YOUR GOAL
After locating the line that contains "Write the React, TypeScript", quote it and all lines after it through the end of the entries, and nothing more. Pictures stay out.

DATASET EXTRACT
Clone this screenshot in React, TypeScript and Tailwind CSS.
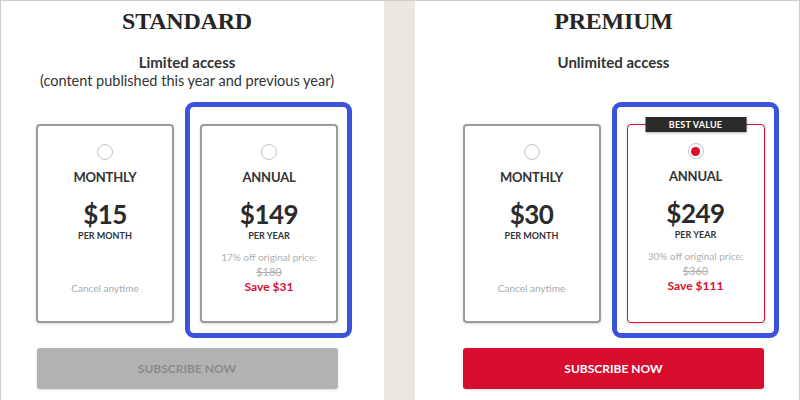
import React from "react";

const sans = { fontFamily: "Lato, 'Noto Sans', sans-serif" };

function Radio({ selected }: { selected?: boolean }) {
  return (
    <div className="w-[16px] h-[16px] rounded-full border-[1.5px] border-[#c4c4c4] bg-white flex items-center justify-center">
      {selected && <div className="w-[9px] h-[9px] rounded-full bg-[#d80f2f]" />}
    </div>
  );
}

function Card({
  label,
  price,
  per,
  selected,
  highlighted,
  bestValue,
  discount,
  original,
  save,
}: {
  label: string;
  price: string;
  per: string;
  selected?: boolean;
  highlighted?: boolean;
  bestValue?: boolean;
  discount?: string;
  original?: string;
  save?: string;
}) {
  return (
    <div className="relative">
      {highlighted && (
        <div className="absolute -left-[15px] -top-[22px] -right-[14px] -bottom-[15px] border-[5px] border-[#3b53d9] rounded-[9px] pointer-events-none" />
      )}
      <div
        className={
          "relative w-[138px] h-[199px] rounded-[4px] bg-white flex flex-col items-center pt-[18px] shadow-[0_1px_3px_rgba(0,0,0,0.15)] " +
          (selected ? "border-[1.5px] border-[#d8112f]" : "border-2 border-[#9b9b9b]")
        }
      >
        {bestValue && (
          <div className="absolute -top-[8px] left-1/2 -translate-x-1/2 w-[101px] h-[15px] bg-[#2b2b2b] text-white text-[9px] font-bold leading-[15px] text-center tracking-[0.2px] shadow-[0_1px_2px_rgba(0,0,0,0.3)]">
            BEST VALUE
          </div>
        )}
        <Radio selected={selected} />
        <div className="mt-[9px] text-[13px] leading-[16px] font-bold text-[#333] tracking-[-0.2px]">{label}</div>
        <div className="mt-[14px] text-[26px] leading-[30px] font-bold text-[#2b2b2b] tracking-[-0.5px]">{price}</div>
        <div className="mt-[1px] text-[9px] leading-[11px] font-bold text-[#333]">{per}</div>
        {discount ? (
          <>
            <div className="mt-[10px] text-[10px] leading-[13px] text-[#b0b0b0]">{discount}</div>
            <div className="mt-[1px] text-[11px] leading-[13px] text-[#b0b0b0] line-through">{original}</div>
            <div className="mt-[1px] text-[12px] leading-[15px] font-bold text-[#d80f2f]">{save}</div>
          </>
        ) : (
          <div className="mt-[41px] text-[10px] leading-[13px] text-[#aaa]">Cancel anytime</div>
        )}
      </div>
    </div>
  );
}

export default function App() {
  return (
    <div className="w-[800px] h-[400px] flex border-t border-l border-r border-[#cfcfcf] overflow-hidden bg-white" style={sans}>
      <div className="w-[383px] h-full bg-white pl-[35px]">
        <div className="w-[302px] flex flex-col items-center">
          <div className="mt-[5px] text-[24px] leading-[30px] font-bold text-[#262626] tracking-[-0.2px]" style={{ fontFamily: "'Liberation Serif', serif" }}>
            STANDARD
          </div>
          <div className="mt-[17px] text-[15px] leading-[18px] font-bold text-[#333]">Limited access</div>
          <div className="mt-[1px] text-[14.5px] leading-[18px] text-[#333]">(content published this year and previous year)</div>
          <div className="mt-[34px] flex gap-[26px]">
            <Card label="MONTHLY" price="$15" per="PER MONTH" />
            <Card
              label="ANNUAL"
              price="$149"
              per="PER YEAR"
              highlighted
              discount="17% off original price:"
              original="$180"
              save="Save $31"
            />
          </div>
          <div className="mt-[25px] w-[301px] h-[41px] rounded-[3px] bg-[#b2b2b2] flex items-center justify-center text-[12px] font-bold text-[#8a8a8a] shadow-[0_1px_3px_rgba(0,0,0,0.15)]">
            SUBSCRIBE NOW
          </div>
        </div>
      </div>
      <div className="w-[31px] h-full bg-[#ebe8e2]" />
      <div className="flex-1 h-full bg-white pl-[47px]">
        <div className="w-[303px] flex flex-col items-center">
          <div className="mt-[5px] text-[24px] leading-[30px] font-bold text-[#262626] tracking-[-0.2px]" style={{ fontFamily: "'Liberation Serif', serif" }}>
            PREMIUM
          </div>
          <div className="mt-[17px] text-[15px] leading-[18px] font-bold text-[#333]">Unlimited access</div>
          <div className="mt-[1px] h-[18px]" />
          <div className="mt-[34px] flex gap-[26px]">
            <Card label="MONTHLY" price="$30" per="PER MONTH" />
            <Card
              label="ANNUAL"
              price="$249"
              per="PER YEAR"
              highlighted
              selected
              bestValue
              discount="30% off original price:"
              original="$360"
              save="Save $111"
            />
          </div>
          <div className="mt-[25px] w-[301px] h-[41px] rounded-[3px] bg-[#d70d2e] flex items-center justify-center text-[12px] font-bold text-white shadow-[0_1px_3px_rgba(0,0,0,0.15)]">
            SUBSCRIBE NOW
          </div>
        </div>
      </div>
    </div>
  );
}
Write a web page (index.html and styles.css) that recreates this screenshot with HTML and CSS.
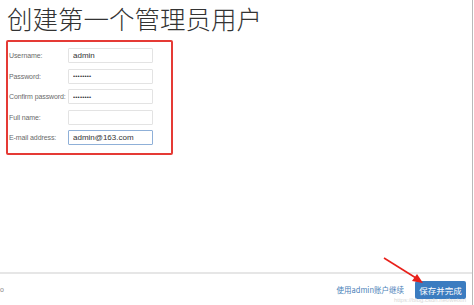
FILE: index.html
```html
<!DOCTYPE html>
<html lang="zh-CN">

<head>
    <meta charset="UTF-8">
    <meta name="viewport" content="width=device-width, initial-scale=1.0">
    <title>创建第一个管理员用户</title>
    <link rel="stylesheet" href="styles.css">
</head>

<body>
    <div class="page">
        <h1 class="title">创建第一个管理员用户</h1>

        <div class="form-box">
            <div class="row">
                <label>Username:</label>
                <input type="text" value="admin">
            </div>
            <div class="row">
                <label>Password:</label>
                <input type="password" class="secret" value="admin123">
            </div>
            <div class="row">
                <label>Confirm password:</label>
                <input type="password" class="secret" value="admin123">
            </div>
            <div class="row">
                <label>Full name:</label>
                <input type="text" value="">
            </div>
            <div class="row">
                <label>E-mail address:</label>
                <input type="text" class="focused" value="admin@163.com">
            </div>
        </div>

        <div class="spacer"></div>

        <div class="footer">
            <span class="version">o</span>
            <a class="skip" href="#">使用admin账户继续</a>
            <button class="save">保存并完成</button>
            <span class="mark">https://blog.csdn.net/weixin</span>
        </div>

        <svg class="arrow" width="50" height="40" viewBox="0 0 50 40">
            <line x1="4" y1="3" x2="36" y2="23" stroke="#e8201a" stroke-width="1.6" />
            <polygon points="43,28 32,26 37,19" fill="#e8201a" />
        </svg>
    </div>
</body>

</html>
```

FILE: styles.css
```css
* {
    padding: 0;
    margin: 0;
    box-sizing: border-box;
}

body {
    background: #ffffff;
    font-family: "Liberation Sans", Arial, "Noto Sans CJK SC", sans-serif;
}

.page {
    position: relative;
    width: 473px;
    height: 305px;
    border-right: 1px solid #b9b9b9;
    display: flex;
    flex-direction: column;
    overflow: hidden;
}

.title {
    font-family: "Noto Sans CJK SC", sans-serif;
    font-weight: 300;
    font-size: 25.5px;
    line-height: 36px;
    color: #333333;
    padding-left: 7px;
    height: 40px;
}

.form-box {
    width: 167px;
    margin-left: 6px;
    border: 2px solid #e53a35;
    border-radius: 2px;
    padding: 6px 18px 8px 1px;
    display: flex;
    flex-direction: column;
    gap: 5.5px;
}

.row {
    display: flex;
    align-items: center;
    height: 15px;
}

.row label {
    width: 59px;
    font-size: 7px;
    letter-spacing: -0.1px;
    color: #6a6a6a;
    white-space: nowrap;
}

.row input {
    width: 85px;
    height: 15px;
    border: 1px solid #e3e3e3;
    border-radius: 1px;
    padding: 0 4px;
    font-family: "Liberation Sans", Arial, sans-serif;
    font-size: 8px;
    color: #333333;
    outline: none;
}

.row input.secret {
    font-size: 6px;
    letter-spacing: 0.2px;
}

.row input.focused {
    border-color: #8fb0d8;
}

.spacer {
    flex: 1;
}

.footer {
    position: relative;
    height: 33px;
    border-top: 2px solid #e6e6e6;
    display: flex;
    align-items: center;
    padding-right: 6px;
}

.version {
    margin-left: 0;
    font-size: 7px;
    color: #888888;
}

.skip {
    margin-left: auto;
    margin-right: 11px;
    font-family: "Noto Sans CJK SC", sans-serif;
    font-size: 7.5px;
    color: #4a7fb8;
    text-decoration: none;
}

.save {
    width: 51px;
    height: 18px;
    border: none;
    border-radius: 2px;
    background: #3b7cc0;
    color: #ffffff;
    font-family: "Noto Sans CJK SC", sans-serif;
    font-size: 8.5px;
}

.mark {
    position: absolute;
    right: 6px;
    bottom: 2px;
    font-size: 6px;
    color: #d8d8d8;
}

.arrow {
    position: absolute;
    left: 380px;
    top: 255px;
}
```
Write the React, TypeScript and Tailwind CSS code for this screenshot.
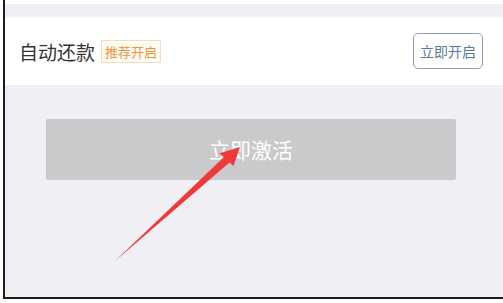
import React from "react";

export default function App() {
  const font = { fontFamily: '"Noto Sans CJK SC", "Noto Sans", sans-serif' };
  return (
    <div className="relative w-[503px] h-[303px] bg-white overflow-hidden" style={font}>
      <div className="ml-[3px] h-[299px] border-l-2 border-b-2 border-[#1c1c1f] bg-[#f0eff4] flex flex-col">
        <div className="h-[4px] bg-white" />
        <div className="h-[13px]" />
        <div className="h-[68px] bg-white flex items-center pl-[14px] pr-[20px]">
          <span className="text-[19px] leading-none text-[#333333]">自动还款</span>
          <span className="ml-[6px] h-[23px] px-[3px] flex items-center border border-[#f3dcc2] bg-[#fffaf2] text-[13px] leading-none text-[#ec9440]">
            推荐开启
          </span>
          <div className="flex-1" />
          <div className="w-[70px] h-[36px] flex items-center justify-center rounded-[5px] border-[1.5px] border-[#8aa0b8] text-[14px] leading-none text-[#5d7894]">
            立即开启
          </div>
        </div>
        <div className="pt-[34px] pl-[41px]">
          <div className="w-[410px] h-[61px] rounded-[2px] bg-[#cac9cb] flex items-center justify-center text-[21px] leading-none text-white">
            立即激活
          </div>
        </div>
      </div>
      <svg className="absolute left-0 top-0" width="503" height="303" viewBox="0 0 503 303">
        <polygon
          points="114.5,261.5 224,157 219,153.5 240,147 233.5,166 229.5,162.5"
          fill="#f03a3a"
        />
      </svg>
    </div>
  );
}
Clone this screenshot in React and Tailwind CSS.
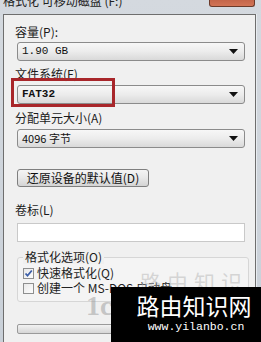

SOLVED EXERCISE
Write the React, TypeScript and Tailwind CSS code for this screenshot.
import React from "react";

export default function App() {
  const font = { fontFamily: '"Noto Sans CJK SC", "Noto Sans", sans-serif' };
  return (
    <div className="relative w-[503px] h-[303px] bg-white overflow-hidden" style={font}>
      <div className="ml-[3px] h-[299px] border-l-2 border-b-2 border-[#1c1c1f] bg-[#f0eff4] flex flex-col">
        <div className="h-[4px] bg-white" />
        <div className="h-[13px]" />
        <div className="h-[68px] bg-white flex items-center pl-[14px] pr-[20px]">
          <span className="text-[19px] leading-none text-[#333333]">自动还款</span>
          <span className="ml-[6px] h-[23px] px-[3px] flex items-center border border-[#f3dcc2] bg-[#fffaf2] text-[13px] leading-none text-[#ec9440]">
            推荐开启
          </span>
          <div className="flex-1" />
          <div className="w-[70px] h-[36px] flex items-center justify-center rounded-[5px] border-[1.5px] border-[#8aa0b8] text-[14px] leading-none text-[#5d7894]">
            立即开启
          </div>
        </div>
        <div className="pt-[34px] pl-[41px]">
          <div className="w-[410px] h-[61px] rounded-[2px] bg-[#cac9cb] flex items-center justify-center text-[21px] leading-none text-white">
            立即激活
          </div>
        </div>
      </div>
      <svg className="absolute left-0 top-0" width="503" height="303" viewBox="0 0 503 303">
        <polygon
          points="114.5,261.5 224,157 219,153.5 240,147 233.5,166 229.5,162.5"
          fill="#f03a3a"
        />
      </svg>
    </div>
  );
}
Clone this screenshot in React and Tailwind CSS.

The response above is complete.